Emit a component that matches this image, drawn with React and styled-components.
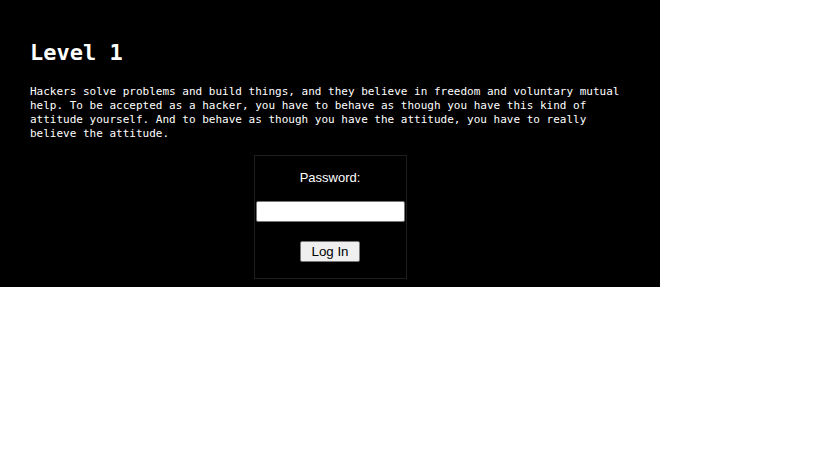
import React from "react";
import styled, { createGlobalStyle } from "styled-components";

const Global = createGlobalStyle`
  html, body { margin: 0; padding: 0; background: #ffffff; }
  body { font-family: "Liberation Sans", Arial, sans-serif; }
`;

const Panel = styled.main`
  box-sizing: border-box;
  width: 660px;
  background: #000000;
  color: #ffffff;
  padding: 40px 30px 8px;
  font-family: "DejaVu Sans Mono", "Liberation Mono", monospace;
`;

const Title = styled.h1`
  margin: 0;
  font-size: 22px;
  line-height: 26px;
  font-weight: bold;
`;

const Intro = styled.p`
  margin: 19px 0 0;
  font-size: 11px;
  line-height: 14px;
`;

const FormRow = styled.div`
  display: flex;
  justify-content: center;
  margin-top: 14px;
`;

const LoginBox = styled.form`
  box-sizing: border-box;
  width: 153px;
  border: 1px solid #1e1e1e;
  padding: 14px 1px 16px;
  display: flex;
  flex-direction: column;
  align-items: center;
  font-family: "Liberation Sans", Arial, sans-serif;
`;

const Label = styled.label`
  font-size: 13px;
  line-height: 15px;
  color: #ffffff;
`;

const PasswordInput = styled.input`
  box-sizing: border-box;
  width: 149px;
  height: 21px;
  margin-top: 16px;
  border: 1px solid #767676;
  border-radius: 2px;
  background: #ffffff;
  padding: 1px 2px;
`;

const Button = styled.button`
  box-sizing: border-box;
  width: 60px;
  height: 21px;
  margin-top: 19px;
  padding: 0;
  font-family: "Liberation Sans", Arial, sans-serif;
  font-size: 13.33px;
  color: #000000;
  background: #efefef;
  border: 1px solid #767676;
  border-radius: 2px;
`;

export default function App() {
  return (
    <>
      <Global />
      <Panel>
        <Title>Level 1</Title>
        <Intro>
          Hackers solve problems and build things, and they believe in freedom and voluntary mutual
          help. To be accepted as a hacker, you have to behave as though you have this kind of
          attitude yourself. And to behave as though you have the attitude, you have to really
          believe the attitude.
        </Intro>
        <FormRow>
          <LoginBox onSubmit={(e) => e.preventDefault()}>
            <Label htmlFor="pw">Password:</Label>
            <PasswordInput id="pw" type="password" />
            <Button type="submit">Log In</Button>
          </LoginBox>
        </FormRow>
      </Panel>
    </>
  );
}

■ ■ ■ ■

Pick out the lines containing the string "components" and show them.

_COMPLETE RESPONSE_:
Emit a component that matches this image, drawn with React and styled-components.
import styled, { createGlobalStyle } from "styled-components";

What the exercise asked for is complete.